Some records
>>>

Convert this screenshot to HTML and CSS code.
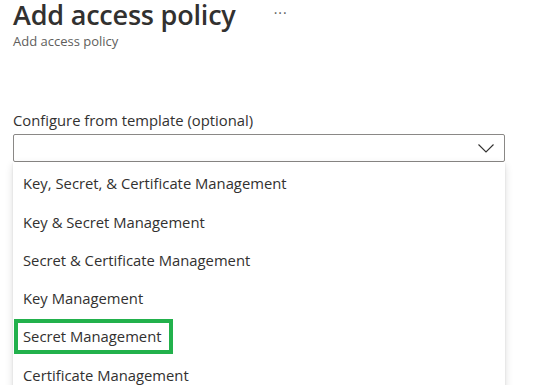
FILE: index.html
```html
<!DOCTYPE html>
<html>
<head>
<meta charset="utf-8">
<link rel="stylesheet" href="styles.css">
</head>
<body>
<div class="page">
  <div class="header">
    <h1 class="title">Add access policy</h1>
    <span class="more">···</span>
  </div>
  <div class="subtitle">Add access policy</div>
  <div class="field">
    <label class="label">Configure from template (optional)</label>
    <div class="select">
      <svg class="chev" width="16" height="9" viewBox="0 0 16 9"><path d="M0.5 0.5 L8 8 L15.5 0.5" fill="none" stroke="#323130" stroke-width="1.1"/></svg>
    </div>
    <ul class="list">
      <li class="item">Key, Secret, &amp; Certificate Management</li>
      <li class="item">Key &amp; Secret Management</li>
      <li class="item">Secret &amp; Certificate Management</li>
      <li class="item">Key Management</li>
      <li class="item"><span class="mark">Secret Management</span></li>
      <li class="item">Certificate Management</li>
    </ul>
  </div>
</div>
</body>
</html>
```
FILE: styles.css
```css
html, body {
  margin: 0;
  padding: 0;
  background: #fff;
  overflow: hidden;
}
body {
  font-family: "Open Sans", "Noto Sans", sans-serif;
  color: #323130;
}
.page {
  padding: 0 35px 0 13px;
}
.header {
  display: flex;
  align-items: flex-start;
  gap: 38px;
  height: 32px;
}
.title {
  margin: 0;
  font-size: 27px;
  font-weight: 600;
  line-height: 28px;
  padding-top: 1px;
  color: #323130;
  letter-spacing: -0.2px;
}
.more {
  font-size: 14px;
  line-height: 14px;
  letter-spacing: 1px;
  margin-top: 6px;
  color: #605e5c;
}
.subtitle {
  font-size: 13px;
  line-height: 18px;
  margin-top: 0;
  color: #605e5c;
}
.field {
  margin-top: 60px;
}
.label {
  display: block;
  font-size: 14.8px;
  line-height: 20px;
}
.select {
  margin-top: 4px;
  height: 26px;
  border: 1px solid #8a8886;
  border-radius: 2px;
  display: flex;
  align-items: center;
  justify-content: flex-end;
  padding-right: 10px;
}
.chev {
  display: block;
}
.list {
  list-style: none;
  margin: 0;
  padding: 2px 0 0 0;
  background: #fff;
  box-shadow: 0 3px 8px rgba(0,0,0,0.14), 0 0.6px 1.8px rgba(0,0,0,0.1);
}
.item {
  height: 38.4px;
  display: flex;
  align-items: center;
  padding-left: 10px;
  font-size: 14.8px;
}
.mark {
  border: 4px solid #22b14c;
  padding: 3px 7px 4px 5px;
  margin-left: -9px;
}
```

<<<
>>>

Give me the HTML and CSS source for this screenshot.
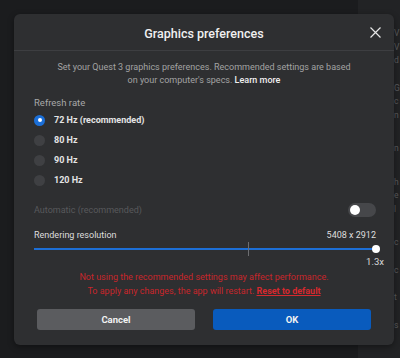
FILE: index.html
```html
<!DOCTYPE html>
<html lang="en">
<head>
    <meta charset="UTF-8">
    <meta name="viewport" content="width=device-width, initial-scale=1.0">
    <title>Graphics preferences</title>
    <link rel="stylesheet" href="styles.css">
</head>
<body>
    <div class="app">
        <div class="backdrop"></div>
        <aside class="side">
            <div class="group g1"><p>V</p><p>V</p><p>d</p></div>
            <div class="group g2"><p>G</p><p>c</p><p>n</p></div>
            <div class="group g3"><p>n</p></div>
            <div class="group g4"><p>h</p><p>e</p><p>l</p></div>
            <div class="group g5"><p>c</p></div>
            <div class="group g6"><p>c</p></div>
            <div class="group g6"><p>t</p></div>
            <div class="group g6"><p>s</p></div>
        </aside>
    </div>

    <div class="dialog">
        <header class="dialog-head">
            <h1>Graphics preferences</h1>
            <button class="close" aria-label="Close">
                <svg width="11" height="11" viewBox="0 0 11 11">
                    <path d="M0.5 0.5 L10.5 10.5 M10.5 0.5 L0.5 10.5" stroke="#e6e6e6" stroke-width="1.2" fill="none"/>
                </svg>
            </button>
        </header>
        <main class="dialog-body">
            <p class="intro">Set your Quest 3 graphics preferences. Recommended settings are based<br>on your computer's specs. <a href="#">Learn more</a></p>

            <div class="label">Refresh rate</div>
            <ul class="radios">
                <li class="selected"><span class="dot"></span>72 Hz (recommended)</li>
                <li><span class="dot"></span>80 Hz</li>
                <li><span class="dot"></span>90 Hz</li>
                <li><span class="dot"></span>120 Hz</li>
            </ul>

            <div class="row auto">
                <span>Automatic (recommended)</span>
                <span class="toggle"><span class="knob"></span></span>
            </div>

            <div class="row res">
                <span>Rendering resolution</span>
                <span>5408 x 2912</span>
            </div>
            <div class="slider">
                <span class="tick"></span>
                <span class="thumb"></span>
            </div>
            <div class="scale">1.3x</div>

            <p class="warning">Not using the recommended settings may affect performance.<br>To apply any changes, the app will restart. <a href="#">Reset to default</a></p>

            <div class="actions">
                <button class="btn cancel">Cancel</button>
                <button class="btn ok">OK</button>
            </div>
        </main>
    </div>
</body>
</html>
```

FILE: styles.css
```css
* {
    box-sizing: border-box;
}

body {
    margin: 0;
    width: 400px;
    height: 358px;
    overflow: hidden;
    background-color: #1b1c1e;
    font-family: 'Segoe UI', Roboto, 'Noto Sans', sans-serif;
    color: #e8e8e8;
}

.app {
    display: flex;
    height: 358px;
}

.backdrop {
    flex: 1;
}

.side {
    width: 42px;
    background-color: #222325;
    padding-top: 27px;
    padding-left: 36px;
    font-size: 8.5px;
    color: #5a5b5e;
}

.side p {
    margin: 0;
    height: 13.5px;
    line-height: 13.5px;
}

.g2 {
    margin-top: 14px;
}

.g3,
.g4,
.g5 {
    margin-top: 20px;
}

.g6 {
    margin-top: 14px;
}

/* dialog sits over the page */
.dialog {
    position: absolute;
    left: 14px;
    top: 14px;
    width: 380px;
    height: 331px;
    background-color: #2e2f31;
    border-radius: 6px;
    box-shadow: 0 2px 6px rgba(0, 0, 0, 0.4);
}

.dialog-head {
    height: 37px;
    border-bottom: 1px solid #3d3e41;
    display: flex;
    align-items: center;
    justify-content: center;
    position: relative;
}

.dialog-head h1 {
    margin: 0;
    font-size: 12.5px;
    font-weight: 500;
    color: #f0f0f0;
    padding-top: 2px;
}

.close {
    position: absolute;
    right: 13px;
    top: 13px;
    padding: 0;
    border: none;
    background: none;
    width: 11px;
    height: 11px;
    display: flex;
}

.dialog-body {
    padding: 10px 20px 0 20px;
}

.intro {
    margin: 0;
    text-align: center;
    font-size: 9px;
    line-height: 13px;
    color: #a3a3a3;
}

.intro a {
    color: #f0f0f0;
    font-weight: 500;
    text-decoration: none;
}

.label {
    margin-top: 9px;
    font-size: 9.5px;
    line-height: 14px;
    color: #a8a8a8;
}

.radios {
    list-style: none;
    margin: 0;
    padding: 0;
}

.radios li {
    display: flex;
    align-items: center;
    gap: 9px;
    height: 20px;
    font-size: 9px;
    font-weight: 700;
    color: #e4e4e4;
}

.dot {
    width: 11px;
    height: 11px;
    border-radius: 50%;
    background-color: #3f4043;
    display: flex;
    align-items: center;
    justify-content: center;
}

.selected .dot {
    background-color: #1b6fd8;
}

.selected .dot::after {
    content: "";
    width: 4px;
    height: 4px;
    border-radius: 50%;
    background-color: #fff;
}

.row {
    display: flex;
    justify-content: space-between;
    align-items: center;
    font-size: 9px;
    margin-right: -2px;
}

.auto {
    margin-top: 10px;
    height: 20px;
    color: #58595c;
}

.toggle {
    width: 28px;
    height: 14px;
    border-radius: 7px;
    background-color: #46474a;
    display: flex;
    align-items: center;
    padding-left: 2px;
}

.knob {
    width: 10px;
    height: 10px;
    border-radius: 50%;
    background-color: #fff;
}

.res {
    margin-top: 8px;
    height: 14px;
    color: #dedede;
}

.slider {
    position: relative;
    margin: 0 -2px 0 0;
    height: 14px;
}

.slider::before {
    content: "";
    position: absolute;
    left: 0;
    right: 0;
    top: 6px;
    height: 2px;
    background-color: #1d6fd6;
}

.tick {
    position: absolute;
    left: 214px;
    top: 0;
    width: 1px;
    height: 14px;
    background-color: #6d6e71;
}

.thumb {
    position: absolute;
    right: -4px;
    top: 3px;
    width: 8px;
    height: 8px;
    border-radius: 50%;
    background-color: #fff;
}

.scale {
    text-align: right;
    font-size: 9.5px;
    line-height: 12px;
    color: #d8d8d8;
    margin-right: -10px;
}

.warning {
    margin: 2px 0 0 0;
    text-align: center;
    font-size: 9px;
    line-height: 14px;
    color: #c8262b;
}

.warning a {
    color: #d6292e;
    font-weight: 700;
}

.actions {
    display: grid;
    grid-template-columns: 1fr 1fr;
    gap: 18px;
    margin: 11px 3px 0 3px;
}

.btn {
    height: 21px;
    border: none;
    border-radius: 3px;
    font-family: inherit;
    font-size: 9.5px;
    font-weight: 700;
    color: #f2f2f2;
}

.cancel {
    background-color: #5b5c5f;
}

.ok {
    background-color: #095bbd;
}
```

<<<
>>>

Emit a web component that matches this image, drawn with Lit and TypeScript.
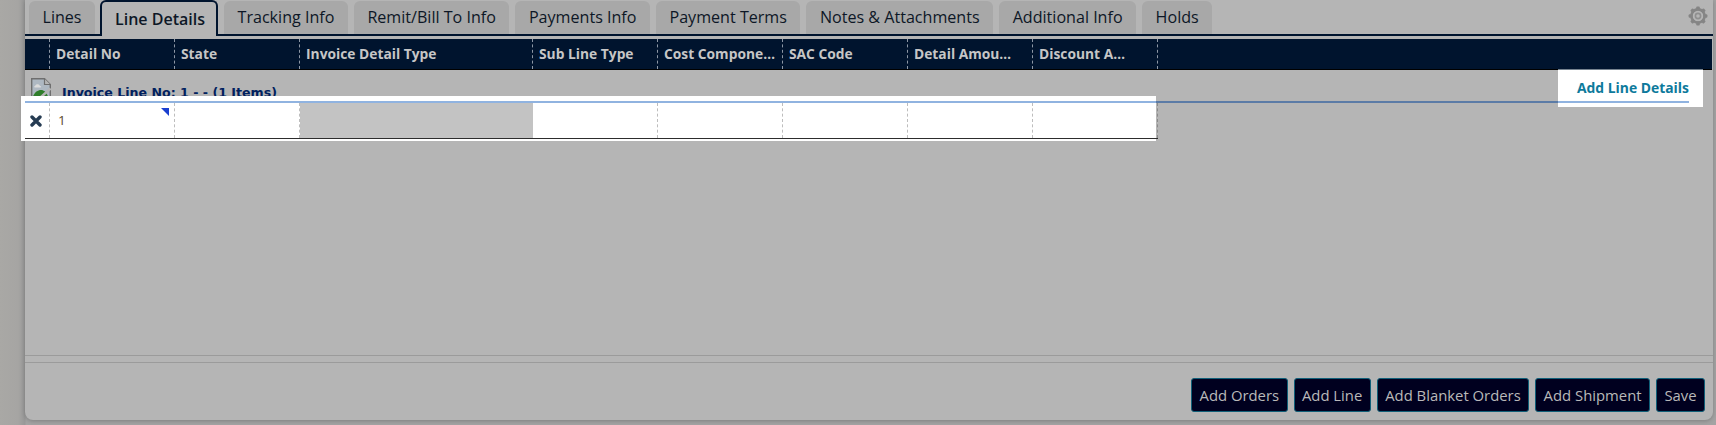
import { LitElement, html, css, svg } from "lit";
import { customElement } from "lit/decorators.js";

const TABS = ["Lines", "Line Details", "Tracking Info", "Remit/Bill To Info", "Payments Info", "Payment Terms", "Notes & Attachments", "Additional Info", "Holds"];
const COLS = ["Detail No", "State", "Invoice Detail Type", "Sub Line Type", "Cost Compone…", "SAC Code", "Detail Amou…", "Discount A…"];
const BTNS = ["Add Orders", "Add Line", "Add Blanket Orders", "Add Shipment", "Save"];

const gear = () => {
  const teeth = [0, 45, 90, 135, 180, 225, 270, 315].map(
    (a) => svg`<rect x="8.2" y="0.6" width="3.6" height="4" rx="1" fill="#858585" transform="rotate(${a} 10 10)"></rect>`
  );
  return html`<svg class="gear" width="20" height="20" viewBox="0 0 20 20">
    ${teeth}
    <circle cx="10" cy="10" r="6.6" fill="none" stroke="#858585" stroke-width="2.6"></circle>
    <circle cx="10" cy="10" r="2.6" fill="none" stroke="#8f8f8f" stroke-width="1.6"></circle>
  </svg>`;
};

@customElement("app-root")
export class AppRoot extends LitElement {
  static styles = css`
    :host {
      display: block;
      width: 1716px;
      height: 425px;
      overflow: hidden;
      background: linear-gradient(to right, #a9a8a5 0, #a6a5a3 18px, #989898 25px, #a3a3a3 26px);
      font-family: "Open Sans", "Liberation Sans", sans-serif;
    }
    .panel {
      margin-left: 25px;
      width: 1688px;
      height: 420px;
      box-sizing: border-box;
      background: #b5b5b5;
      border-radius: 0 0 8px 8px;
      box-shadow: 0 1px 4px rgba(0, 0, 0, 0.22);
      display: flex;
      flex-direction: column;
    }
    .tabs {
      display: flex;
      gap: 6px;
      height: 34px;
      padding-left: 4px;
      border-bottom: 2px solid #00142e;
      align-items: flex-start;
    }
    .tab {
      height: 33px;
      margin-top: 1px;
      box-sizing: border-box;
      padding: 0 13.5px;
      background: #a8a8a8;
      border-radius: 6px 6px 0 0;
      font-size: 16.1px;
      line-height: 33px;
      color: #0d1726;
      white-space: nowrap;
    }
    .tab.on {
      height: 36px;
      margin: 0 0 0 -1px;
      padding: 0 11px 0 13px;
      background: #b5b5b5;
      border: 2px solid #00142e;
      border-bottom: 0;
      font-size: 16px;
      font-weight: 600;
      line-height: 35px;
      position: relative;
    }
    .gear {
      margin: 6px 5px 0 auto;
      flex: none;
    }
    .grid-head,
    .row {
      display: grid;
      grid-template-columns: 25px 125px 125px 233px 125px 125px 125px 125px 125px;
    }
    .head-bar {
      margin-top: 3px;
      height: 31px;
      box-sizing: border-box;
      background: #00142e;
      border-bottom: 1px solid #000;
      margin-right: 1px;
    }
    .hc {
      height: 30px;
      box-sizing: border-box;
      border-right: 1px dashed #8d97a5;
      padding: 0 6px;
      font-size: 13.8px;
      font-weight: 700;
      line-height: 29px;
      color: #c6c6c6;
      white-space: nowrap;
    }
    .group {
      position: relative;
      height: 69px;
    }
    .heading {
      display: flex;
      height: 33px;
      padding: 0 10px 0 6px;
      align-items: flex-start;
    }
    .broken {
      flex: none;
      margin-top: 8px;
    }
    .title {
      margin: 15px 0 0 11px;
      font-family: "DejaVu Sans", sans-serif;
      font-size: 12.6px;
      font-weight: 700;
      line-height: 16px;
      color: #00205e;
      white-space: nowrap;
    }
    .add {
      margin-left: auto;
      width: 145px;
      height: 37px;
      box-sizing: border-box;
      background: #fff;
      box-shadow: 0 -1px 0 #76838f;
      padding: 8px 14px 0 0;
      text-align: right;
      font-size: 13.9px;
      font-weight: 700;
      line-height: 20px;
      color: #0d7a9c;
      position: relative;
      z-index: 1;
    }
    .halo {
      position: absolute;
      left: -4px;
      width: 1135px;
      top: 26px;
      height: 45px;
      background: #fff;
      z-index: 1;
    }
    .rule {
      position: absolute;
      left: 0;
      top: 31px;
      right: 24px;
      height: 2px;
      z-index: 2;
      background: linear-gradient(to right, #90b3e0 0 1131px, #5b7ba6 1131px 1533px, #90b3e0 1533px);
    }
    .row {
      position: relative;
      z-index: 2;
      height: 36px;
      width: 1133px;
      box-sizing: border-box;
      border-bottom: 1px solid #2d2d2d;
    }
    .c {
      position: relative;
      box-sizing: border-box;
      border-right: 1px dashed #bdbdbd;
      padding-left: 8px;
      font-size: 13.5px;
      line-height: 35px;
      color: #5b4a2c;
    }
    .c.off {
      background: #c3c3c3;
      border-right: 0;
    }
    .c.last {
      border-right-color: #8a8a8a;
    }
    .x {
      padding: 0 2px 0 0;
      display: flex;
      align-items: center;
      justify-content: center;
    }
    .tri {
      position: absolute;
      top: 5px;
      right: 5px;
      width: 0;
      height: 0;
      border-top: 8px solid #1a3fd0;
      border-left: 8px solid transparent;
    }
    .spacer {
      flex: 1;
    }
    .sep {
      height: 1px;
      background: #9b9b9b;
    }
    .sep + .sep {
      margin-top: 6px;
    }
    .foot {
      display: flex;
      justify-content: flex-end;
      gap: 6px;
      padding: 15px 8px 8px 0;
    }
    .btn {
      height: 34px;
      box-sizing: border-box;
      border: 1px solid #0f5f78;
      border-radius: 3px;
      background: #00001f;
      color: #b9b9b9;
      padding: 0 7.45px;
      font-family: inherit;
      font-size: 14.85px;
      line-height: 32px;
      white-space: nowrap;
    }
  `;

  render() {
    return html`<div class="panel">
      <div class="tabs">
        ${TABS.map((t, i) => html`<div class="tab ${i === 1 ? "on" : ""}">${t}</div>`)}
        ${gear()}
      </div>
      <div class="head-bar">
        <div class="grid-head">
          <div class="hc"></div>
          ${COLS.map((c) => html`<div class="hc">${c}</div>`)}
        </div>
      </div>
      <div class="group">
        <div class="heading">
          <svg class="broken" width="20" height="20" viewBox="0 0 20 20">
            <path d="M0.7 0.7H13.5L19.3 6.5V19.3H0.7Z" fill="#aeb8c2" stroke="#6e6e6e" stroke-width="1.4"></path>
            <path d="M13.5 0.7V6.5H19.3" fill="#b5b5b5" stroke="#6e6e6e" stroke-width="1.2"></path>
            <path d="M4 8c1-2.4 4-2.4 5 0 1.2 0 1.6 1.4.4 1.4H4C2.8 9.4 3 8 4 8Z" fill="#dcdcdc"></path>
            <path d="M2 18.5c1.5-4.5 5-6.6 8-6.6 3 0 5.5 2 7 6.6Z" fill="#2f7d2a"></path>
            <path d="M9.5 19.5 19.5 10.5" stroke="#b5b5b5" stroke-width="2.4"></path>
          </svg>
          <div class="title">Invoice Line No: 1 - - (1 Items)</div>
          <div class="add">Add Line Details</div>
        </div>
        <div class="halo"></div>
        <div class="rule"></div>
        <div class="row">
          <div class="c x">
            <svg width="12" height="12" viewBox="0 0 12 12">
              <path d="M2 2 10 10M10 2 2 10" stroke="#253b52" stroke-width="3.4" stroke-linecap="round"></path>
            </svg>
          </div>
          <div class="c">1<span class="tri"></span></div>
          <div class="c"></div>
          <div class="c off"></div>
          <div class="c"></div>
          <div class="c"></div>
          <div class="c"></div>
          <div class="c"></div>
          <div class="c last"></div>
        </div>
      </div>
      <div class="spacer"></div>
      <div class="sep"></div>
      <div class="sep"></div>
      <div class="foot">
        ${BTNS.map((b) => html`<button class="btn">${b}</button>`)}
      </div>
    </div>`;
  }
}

<<<

In the records above, collect each line with "this".

▸ **Correct output**:
Convert this screenshot to HTML and CSS code.
Give me the HTML and CSS source for this screenshot.
Emit a web component that matches this image, drawn with Lit and TypeScript.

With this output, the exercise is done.